▶ The request: Find and copy every line in the records that includes the string "styles".

***

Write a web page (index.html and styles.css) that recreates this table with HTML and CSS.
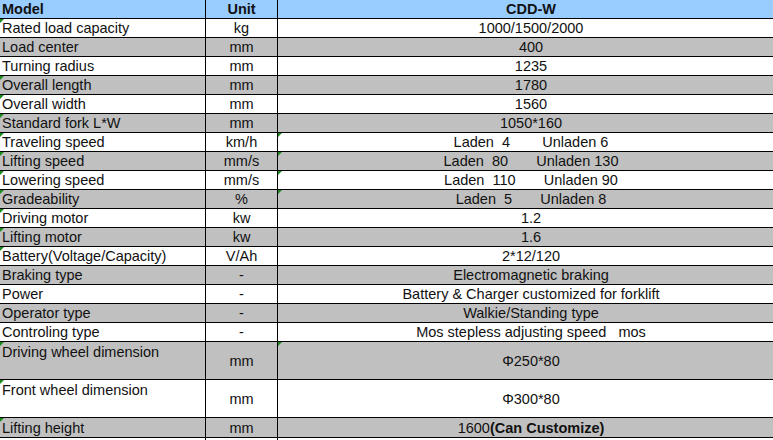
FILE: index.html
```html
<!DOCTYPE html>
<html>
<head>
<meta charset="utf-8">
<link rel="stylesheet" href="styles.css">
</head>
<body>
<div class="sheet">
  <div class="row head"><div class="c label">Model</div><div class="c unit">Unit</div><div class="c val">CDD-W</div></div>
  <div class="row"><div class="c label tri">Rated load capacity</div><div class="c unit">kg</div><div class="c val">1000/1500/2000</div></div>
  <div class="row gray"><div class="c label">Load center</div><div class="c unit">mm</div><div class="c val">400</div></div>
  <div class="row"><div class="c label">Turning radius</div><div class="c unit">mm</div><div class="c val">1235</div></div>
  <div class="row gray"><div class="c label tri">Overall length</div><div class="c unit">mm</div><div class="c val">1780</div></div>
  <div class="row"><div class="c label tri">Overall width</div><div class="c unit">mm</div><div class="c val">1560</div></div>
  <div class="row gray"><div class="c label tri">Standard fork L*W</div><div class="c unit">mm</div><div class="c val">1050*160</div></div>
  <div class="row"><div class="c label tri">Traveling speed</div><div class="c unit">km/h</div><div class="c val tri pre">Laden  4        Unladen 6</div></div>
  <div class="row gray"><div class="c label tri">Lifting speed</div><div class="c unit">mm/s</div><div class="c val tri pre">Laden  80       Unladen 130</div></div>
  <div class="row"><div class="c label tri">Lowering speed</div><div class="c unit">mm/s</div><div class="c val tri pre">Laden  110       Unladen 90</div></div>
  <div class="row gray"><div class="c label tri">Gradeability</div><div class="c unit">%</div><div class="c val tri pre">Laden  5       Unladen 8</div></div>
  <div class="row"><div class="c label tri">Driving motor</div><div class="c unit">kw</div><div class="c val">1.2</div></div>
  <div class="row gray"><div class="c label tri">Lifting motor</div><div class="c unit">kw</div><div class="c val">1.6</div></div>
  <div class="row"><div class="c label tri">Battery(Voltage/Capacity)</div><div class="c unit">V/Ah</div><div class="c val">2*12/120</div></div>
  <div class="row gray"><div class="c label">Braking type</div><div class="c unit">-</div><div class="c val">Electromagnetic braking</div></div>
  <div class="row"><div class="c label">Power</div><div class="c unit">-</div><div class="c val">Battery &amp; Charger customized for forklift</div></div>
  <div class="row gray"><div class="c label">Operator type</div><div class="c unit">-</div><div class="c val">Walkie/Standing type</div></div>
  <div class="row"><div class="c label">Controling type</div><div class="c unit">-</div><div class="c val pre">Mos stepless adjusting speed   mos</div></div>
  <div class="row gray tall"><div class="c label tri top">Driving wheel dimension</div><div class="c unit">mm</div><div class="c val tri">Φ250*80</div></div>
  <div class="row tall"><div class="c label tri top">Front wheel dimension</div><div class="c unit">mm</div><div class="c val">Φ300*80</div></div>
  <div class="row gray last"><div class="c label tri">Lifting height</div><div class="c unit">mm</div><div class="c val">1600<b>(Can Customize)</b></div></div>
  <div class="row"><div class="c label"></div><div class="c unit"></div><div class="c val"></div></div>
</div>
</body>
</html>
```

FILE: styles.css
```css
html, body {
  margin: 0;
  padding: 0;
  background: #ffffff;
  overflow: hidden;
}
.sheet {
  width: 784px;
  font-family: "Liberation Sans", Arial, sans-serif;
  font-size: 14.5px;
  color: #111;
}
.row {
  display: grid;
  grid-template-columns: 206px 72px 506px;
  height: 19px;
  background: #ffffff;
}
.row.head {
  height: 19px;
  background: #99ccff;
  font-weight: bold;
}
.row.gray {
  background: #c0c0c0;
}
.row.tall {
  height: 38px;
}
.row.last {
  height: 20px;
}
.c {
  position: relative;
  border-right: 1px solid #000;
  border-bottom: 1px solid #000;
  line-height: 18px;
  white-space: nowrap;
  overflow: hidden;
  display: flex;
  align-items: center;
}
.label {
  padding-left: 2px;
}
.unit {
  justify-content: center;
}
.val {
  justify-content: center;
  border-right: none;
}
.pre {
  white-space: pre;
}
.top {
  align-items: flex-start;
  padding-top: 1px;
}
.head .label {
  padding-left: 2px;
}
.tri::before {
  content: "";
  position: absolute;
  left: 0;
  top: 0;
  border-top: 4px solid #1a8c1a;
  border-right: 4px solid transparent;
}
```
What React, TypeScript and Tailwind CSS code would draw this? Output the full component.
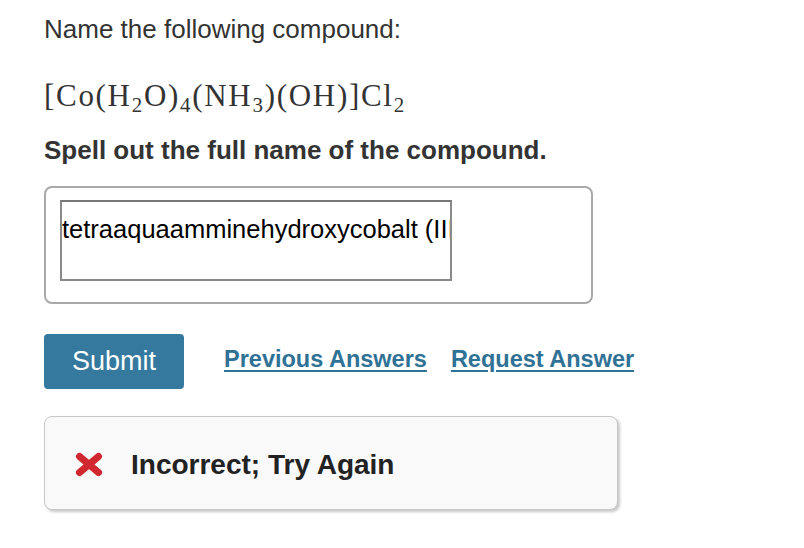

***

▶ Final result:
Write a web page (index.html and styles.css) that recreates this table with HTML and CSS.
<link rel="stylesheet" href="styles.css">
FILE: styles.css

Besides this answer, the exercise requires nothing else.